Goromonzi lies in Mashonaland East, and is represented in the national Parliament by the single seat of Goromonzi in the Senate and by three seats (Goromonzi North, Goromonzi South, and Goromonzi West) in the House of Assembly.
Until 1999 the economy and many of the jobs of Goromonzi were based on commercial farms growing flowers and gourmet vegetables in greenhouses for export to Europe. These commercial farms are no longer operational due to the government land redistribution policy. Local unemployment is at 80% or more. Traditional farmers work on small holdings growing corn, pumpkins and other crops that are dependent on rainfall. At the current rate of inflation the cost of fertilizers and seeds are prohibitive. There is limited access to market.
The AIDS epidemic in the Goromonzi district has decimated the adult population with devastating effects on the community and family structures, the economy, and the general morale.

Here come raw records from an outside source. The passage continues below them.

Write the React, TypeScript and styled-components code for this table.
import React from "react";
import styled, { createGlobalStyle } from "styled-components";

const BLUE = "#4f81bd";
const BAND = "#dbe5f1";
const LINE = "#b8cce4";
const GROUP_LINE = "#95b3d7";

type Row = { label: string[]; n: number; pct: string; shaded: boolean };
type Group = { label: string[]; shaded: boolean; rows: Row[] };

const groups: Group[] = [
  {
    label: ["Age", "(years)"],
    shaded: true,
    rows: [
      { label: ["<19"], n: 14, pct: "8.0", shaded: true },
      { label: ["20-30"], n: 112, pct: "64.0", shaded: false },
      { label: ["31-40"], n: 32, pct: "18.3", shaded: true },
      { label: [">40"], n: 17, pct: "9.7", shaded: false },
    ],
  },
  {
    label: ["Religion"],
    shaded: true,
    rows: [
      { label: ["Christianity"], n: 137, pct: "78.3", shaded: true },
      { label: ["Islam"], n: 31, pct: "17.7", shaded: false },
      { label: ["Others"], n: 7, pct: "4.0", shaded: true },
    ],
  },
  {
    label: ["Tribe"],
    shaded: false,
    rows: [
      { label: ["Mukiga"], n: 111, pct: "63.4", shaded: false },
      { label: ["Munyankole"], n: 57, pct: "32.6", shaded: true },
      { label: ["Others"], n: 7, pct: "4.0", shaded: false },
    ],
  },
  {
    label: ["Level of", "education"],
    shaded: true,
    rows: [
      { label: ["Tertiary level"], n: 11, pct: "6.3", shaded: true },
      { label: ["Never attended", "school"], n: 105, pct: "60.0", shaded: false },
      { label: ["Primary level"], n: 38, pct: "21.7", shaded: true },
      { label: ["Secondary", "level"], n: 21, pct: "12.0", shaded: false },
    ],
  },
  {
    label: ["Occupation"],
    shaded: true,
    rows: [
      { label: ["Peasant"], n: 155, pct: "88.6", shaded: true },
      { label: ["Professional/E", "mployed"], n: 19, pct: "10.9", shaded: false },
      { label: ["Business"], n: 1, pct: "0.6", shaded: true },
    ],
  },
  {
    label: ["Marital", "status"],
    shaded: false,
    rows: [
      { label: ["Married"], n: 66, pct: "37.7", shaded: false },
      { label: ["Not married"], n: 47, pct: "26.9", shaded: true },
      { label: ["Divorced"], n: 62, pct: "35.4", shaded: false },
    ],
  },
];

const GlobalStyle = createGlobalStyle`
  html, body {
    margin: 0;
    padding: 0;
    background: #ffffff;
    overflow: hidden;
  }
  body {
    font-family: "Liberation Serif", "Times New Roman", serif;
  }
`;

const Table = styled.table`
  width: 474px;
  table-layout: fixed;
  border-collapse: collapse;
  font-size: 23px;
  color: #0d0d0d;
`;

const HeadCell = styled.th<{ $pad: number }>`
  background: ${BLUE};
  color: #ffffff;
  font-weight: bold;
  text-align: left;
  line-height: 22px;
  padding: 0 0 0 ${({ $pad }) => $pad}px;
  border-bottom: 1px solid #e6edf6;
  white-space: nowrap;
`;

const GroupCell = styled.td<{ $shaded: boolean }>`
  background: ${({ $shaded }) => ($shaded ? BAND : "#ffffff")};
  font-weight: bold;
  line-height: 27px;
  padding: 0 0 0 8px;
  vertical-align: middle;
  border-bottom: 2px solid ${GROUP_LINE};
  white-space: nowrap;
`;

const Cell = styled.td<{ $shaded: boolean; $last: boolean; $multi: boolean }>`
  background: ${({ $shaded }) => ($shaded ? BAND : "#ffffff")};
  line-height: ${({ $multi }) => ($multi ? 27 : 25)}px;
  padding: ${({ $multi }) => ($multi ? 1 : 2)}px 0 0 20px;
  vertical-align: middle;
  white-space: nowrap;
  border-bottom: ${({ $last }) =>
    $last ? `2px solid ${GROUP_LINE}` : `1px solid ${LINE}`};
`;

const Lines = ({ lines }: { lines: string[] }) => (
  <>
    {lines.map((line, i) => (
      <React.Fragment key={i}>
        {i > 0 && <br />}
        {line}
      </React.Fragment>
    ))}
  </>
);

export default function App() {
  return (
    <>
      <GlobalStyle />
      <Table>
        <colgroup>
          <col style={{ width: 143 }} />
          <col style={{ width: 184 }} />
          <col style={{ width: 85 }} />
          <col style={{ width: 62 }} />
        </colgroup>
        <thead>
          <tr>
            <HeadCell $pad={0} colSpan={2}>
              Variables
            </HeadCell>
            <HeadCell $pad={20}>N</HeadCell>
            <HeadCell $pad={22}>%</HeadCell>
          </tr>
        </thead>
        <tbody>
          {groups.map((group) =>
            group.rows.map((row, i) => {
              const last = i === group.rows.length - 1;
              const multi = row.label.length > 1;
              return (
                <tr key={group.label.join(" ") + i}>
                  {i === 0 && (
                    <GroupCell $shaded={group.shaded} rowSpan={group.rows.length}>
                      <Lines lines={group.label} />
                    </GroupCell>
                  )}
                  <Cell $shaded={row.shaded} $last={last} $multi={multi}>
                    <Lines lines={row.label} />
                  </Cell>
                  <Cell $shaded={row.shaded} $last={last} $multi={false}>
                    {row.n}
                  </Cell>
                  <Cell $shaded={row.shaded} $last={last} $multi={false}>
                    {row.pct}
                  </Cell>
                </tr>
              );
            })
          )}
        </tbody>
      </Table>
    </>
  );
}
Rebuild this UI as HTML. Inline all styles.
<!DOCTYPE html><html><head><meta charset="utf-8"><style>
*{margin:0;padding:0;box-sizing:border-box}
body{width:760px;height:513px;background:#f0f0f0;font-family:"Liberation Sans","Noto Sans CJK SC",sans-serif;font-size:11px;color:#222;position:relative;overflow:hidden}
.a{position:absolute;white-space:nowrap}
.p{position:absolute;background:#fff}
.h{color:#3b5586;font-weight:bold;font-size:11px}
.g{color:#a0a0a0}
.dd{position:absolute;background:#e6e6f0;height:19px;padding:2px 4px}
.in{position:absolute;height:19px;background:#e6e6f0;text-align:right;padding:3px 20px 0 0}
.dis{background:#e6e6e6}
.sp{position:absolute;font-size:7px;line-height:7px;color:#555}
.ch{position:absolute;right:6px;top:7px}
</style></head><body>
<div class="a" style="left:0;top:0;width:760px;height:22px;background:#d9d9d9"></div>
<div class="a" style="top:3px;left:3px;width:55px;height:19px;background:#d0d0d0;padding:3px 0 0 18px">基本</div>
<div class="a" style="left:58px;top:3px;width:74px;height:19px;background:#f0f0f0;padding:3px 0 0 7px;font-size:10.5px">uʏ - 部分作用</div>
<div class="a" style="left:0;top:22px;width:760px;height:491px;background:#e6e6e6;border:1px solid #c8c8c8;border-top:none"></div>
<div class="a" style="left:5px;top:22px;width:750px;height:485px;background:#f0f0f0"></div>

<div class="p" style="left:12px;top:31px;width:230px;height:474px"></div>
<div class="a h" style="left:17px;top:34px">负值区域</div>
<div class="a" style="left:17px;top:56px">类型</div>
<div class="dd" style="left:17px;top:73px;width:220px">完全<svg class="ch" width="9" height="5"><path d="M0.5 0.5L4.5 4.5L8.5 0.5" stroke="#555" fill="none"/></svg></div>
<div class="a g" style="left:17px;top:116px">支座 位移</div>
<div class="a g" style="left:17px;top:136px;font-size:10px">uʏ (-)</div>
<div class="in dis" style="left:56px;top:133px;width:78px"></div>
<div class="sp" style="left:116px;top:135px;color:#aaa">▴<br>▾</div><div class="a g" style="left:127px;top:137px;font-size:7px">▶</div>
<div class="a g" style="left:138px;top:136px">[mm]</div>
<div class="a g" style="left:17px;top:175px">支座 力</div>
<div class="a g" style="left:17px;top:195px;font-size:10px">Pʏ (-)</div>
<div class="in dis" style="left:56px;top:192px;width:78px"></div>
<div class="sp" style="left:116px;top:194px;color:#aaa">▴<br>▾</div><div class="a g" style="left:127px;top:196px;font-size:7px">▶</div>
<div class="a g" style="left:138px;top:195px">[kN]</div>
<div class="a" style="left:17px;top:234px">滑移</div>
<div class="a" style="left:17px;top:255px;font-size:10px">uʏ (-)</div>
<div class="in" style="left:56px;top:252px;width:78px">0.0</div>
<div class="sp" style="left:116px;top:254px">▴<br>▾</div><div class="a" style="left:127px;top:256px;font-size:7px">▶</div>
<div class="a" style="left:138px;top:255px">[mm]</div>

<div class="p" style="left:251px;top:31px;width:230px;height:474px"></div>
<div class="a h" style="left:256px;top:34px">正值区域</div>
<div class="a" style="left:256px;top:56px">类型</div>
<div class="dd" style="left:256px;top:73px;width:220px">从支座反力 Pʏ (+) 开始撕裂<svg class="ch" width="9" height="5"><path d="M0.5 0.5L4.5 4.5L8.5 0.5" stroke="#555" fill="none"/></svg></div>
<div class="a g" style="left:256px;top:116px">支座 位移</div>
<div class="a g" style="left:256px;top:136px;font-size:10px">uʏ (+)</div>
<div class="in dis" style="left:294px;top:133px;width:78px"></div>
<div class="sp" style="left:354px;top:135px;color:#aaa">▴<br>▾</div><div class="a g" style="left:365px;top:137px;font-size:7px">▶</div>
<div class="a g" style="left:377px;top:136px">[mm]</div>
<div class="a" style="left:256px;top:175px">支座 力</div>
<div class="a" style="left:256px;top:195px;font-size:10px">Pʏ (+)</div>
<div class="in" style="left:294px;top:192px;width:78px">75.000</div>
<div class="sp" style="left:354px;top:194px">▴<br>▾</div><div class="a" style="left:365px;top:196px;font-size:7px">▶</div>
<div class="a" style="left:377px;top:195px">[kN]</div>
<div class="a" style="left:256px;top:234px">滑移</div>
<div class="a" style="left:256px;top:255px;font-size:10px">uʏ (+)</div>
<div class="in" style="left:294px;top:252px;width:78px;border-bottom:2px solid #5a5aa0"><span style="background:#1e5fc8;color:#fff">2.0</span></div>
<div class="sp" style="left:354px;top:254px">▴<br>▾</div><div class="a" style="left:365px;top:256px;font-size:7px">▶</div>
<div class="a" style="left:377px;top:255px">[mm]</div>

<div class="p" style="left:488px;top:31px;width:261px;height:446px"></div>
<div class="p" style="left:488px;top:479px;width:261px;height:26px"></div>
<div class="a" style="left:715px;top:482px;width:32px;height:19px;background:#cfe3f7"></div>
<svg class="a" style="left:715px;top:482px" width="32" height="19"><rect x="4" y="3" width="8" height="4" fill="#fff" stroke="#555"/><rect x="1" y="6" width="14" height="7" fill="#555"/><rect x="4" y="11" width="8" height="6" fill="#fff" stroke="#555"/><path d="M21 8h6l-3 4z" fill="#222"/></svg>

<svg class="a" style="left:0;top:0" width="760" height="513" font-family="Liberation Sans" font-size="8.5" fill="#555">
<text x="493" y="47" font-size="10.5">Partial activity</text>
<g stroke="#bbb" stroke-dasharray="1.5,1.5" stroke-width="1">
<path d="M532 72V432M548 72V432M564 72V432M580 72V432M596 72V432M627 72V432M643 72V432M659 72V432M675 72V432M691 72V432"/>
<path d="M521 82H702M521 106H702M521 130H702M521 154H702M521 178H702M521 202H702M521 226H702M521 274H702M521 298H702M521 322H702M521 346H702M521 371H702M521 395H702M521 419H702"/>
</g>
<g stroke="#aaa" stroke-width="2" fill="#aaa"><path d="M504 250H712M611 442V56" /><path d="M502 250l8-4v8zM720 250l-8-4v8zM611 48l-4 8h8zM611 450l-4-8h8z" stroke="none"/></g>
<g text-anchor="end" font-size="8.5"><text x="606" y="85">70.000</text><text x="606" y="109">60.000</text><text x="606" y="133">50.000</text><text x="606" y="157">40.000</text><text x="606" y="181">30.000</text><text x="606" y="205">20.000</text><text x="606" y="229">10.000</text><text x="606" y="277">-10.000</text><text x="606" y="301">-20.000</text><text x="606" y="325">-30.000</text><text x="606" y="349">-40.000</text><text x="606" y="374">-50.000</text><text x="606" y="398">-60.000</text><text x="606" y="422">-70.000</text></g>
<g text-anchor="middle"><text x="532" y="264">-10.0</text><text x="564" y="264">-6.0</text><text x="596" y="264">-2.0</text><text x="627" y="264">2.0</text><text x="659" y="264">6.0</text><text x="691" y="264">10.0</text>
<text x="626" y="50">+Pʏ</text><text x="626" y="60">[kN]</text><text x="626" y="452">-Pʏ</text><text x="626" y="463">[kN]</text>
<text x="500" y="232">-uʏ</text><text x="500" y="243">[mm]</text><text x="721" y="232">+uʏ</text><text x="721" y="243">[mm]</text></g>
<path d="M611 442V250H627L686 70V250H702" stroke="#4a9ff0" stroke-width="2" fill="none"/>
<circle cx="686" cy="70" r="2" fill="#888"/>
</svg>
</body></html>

Food is the most critical concern of the people of Goromonzi. Unemployment, lack of transportation, the fact that there are few adults between the ages of 25 and 60, and a lack of farming knowledge passed from parents to children have all contributed to the difficulty in obtaining and producing food. Many children and adults are malnourished due to the scarcity of food in the region. Most have only one meal per day.
Three medical clinics are available for the community. Resources are strained to serve such a wide area; and some people have to walk 12 miles (19 km) or more to get care. Although malaria is not a serious problem due to Goromonzi’s altitude, schistosomiasis (bilharzia) is widespread and goes untreated along with a multitude of parasitic infections and other easily treated illnesses.
Water is obtained by digging wells,although the influence of development is seeping into the community thus providing tapped water to a rapidly expanding community. New houses are springing up as a township is now being built to cater for middle-class citizens who have tired of the city life. There are two types of well; hand drawn and electrically operated. When a well fails, there are not always the financial resources to dig a new one. Electric pumps are subject to lightning strikes and mechanical problems. Goromonzi is on the electric grid but individual homes are not connected, and it is too expensive for most families.
The roads in Goromonzi are dirt or strip roads (strip roads are dirt roads with a narrow strip of tar for each wheel) and are in poor condition. There is little traffic, as few people have the resources to own or operate a truck. Public transport is by commuter taxi. There are a few oxcarts. Walking is the standard, and it is not unusual for children to walk 3 or 4 miles (6.4 km) to school, or for hungry family members to walk the same distance for food.
There are ten schools in the Goromonzi area: five primary and five secondary schools that serve 6729 students, ages 5 to 22. There are 50 or more students in each class with one teacher. Textbooks, workbooks and other learning materials are noticeably absent. The school libraries are sparse. The cost of school fees, uniforms and textbooks are out of reach for many families, so it is unusual for a child to attend school without interruption or to complete all of his or her schooling.